We now left the river, and proceeded on foot, sorry that we had not done so the day before. The men were thoroughly frightened, they had never seen such perilous navigation. They would carry all the loads, rather than risk Kebrabasa any longer; but the fatigue of a day's march over the hot rocks and burning sand changed their tune before night; and then they regretted having left the canoes; they thought they should have dragged them past the dangerous places, and then launched them again. One of the two donkeys died from exhaustion near the Luia. Though the men eat zebras and quaggas, blood relations of the donkey, they were shocked at the idea of eating the ass; "it would be like eating man himself, because the donkey lives with man, and is his bosom companion." We met two large trading parties of Tette slaves on their way to Zumbo, leading, to be sold for ivory, a number of Manganja women, with ropes round their necks, and all made fast to one long rope.

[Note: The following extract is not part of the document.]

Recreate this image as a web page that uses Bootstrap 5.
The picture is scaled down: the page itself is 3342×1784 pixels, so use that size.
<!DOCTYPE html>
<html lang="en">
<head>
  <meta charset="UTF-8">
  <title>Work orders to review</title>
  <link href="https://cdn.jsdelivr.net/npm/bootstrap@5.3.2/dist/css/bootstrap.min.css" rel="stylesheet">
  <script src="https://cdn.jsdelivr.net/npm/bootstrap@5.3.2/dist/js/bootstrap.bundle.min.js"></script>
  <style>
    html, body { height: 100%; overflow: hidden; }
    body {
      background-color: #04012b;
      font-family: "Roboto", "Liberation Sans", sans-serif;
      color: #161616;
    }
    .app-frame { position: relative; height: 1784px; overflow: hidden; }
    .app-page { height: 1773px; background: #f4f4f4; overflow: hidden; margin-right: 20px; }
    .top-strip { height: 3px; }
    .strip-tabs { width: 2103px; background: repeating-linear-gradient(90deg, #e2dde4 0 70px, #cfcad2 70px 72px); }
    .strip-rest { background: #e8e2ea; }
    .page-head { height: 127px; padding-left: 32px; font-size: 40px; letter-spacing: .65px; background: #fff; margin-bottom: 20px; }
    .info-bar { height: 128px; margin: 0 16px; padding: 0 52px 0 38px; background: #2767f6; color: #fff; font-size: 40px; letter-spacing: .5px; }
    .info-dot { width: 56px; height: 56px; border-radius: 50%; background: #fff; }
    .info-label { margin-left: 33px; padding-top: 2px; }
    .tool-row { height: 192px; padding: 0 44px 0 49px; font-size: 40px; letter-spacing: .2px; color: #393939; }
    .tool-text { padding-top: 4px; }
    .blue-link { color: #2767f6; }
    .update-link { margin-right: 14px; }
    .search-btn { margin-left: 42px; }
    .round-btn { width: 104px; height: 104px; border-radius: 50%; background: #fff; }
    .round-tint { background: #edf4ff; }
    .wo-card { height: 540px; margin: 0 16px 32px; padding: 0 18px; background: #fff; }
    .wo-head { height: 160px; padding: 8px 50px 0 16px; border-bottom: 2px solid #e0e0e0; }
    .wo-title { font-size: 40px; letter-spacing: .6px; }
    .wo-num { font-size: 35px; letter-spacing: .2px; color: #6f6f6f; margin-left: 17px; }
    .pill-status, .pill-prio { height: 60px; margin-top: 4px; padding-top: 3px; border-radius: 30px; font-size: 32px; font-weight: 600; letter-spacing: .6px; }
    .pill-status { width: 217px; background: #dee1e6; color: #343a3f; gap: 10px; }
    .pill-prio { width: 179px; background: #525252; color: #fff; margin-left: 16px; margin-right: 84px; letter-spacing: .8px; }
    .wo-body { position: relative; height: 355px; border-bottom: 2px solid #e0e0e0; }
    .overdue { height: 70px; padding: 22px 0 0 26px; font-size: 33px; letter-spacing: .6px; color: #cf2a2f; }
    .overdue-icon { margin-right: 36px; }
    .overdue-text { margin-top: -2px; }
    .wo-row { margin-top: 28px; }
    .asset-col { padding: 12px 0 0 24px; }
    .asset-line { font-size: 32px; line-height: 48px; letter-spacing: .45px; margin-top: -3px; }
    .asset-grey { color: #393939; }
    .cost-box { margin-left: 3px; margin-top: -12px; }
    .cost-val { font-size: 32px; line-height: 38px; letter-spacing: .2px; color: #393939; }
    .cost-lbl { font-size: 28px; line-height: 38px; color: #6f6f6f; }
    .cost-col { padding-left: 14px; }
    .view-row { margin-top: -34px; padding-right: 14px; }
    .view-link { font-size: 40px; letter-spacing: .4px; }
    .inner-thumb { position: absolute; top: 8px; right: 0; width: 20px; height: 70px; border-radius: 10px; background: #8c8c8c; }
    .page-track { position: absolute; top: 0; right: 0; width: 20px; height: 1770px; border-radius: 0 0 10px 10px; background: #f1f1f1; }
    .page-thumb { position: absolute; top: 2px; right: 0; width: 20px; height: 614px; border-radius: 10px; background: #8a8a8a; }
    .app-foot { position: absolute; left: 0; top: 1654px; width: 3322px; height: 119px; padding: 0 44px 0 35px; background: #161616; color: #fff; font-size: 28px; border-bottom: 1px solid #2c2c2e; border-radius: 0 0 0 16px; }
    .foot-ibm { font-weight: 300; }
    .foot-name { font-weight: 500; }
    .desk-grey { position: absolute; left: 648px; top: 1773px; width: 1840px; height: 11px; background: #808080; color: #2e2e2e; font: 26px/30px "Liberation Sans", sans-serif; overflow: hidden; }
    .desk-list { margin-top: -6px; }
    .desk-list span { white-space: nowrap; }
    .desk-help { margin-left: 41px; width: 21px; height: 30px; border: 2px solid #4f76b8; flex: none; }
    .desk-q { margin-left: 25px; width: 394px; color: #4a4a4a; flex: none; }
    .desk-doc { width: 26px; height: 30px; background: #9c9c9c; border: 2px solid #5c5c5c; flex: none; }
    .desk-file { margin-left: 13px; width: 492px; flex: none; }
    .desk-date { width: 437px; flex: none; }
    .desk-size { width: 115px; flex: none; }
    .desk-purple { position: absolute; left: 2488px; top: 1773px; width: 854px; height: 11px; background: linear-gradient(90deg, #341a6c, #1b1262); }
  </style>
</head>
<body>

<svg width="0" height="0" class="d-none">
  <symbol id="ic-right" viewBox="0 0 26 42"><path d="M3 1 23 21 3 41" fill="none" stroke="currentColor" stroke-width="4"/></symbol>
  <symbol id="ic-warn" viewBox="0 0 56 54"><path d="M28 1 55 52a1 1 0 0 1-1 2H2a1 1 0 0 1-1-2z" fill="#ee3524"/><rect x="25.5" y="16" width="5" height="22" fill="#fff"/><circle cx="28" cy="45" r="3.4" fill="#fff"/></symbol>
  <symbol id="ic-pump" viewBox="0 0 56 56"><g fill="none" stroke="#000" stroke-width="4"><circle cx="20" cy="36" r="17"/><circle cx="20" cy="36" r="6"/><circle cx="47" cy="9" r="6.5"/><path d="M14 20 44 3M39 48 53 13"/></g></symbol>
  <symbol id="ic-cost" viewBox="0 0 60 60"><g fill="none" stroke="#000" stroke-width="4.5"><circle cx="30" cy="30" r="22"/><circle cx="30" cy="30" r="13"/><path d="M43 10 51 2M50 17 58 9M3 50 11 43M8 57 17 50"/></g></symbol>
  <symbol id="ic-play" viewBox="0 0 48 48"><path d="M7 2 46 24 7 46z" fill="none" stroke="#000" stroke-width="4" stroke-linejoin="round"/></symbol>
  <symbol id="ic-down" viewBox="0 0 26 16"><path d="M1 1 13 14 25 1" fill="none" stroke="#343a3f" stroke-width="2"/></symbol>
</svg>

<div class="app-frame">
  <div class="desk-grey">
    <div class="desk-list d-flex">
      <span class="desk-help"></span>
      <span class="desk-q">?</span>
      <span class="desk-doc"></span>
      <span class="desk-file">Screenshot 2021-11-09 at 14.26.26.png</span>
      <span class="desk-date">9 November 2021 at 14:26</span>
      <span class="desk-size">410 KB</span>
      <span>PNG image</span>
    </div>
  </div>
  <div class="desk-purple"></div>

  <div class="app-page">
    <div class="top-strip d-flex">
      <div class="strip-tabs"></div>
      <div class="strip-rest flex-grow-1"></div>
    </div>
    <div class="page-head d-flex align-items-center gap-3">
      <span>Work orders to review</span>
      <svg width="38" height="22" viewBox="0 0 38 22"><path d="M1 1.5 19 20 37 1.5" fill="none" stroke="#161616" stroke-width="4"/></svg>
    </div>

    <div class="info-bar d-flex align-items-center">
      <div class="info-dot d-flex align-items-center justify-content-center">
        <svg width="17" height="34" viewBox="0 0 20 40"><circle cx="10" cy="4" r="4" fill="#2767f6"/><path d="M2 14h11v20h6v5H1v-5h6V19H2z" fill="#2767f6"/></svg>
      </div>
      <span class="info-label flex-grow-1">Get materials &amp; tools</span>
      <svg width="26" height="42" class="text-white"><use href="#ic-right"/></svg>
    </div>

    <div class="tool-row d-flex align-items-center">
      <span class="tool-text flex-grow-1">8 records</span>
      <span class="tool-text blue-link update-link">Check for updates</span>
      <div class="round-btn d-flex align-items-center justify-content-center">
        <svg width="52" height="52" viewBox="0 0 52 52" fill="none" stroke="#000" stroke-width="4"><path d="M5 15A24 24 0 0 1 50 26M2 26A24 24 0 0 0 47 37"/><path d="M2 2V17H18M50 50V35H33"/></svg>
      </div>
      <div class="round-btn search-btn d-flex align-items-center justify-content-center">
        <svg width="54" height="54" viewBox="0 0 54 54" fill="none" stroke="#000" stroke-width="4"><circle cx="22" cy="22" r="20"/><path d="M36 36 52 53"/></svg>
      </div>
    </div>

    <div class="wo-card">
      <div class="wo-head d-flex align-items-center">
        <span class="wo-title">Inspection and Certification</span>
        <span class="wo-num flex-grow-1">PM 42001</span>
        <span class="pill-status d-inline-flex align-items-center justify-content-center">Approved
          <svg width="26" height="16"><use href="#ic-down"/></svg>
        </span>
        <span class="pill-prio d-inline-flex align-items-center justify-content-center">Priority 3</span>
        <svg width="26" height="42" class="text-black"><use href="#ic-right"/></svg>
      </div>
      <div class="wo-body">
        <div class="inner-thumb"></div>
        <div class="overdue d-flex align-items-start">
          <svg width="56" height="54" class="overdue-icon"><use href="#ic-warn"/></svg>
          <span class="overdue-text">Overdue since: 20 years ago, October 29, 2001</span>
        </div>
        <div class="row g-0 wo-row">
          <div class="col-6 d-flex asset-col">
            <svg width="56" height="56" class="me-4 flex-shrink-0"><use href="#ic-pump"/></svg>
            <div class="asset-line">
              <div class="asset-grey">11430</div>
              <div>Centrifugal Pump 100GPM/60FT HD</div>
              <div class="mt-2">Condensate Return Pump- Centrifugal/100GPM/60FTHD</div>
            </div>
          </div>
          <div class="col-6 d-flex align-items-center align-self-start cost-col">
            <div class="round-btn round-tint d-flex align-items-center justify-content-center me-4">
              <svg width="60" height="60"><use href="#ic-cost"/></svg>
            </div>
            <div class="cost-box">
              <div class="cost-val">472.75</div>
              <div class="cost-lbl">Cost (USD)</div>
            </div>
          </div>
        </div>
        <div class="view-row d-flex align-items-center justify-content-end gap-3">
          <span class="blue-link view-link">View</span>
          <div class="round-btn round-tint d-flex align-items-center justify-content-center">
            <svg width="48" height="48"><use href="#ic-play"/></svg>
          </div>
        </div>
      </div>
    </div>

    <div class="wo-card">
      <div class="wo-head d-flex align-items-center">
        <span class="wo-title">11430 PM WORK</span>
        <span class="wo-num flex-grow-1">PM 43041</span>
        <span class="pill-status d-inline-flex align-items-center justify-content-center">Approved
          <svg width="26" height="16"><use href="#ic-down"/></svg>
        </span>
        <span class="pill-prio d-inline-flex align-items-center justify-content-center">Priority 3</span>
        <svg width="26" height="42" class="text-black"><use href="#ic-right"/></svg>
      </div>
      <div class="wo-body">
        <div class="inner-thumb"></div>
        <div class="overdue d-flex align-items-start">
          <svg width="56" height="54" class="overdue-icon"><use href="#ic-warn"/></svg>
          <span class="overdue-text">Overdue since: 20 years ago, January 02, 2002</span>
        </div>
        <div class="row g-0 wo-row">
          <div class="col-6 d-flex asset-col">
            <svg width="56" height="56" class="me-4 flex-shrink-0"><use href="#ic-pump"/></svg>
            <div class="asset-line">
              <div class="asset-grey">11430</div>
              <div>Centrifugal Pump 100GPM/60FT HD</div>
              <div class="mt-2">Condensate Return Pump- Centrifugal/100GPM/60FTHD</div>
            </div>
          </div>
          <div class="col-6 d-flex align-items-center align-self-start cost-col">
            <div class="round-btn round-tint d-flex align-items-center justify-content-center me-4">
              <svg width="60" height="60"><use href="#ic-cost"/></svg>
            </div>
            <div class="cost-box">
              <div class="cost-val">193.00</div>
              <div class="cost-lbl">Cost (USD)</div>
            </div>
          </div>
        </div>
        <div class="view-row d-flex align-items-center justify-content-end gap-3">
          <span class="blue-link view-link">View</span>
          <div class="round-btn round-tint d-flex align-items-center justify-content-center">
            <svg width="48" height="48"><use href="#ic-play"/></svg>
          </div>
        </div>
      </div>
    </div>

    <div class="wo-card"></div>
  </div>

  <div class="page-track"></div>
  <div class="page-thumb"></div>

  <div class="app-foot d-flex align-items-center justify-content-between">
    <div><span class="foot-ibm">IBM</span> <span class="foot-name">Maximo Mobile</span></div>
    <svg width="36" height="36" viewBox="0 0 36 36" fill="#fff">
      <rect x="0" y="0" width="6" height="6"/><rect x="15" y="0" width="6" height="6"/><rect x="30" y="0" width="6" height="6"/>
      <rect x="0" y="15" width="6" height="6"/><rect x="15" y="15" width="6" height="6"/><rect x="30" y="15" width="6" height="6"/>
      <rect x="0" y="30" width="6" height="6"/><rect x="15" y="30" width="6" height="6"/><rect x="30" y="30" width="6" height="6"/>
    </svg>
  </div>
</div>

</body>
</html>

Panzo, the headman of the village east of Kebrabasa, received us with great kindness. After the usual salutation he went up the hill, and, in a loud voice, called across the valley to the women of several hamlets to cook supper for us. About eight in the evening he returned, followed by a procession of women, bringing the food. There were eight dishes of nsima, or porridge, six of different sorts of very good wild vegetables, with dishes of beans and fowls; all deliciously well cooked, and scrupulously clean. The wooden dishes were nearly as white as the meal itself: food also was brought for our men. Ripe mangoes, which usually indicate the vicinity of the Portuguese, were found on the 21st November; and we reached Tette early on the 23rd, having been absent a little over six months.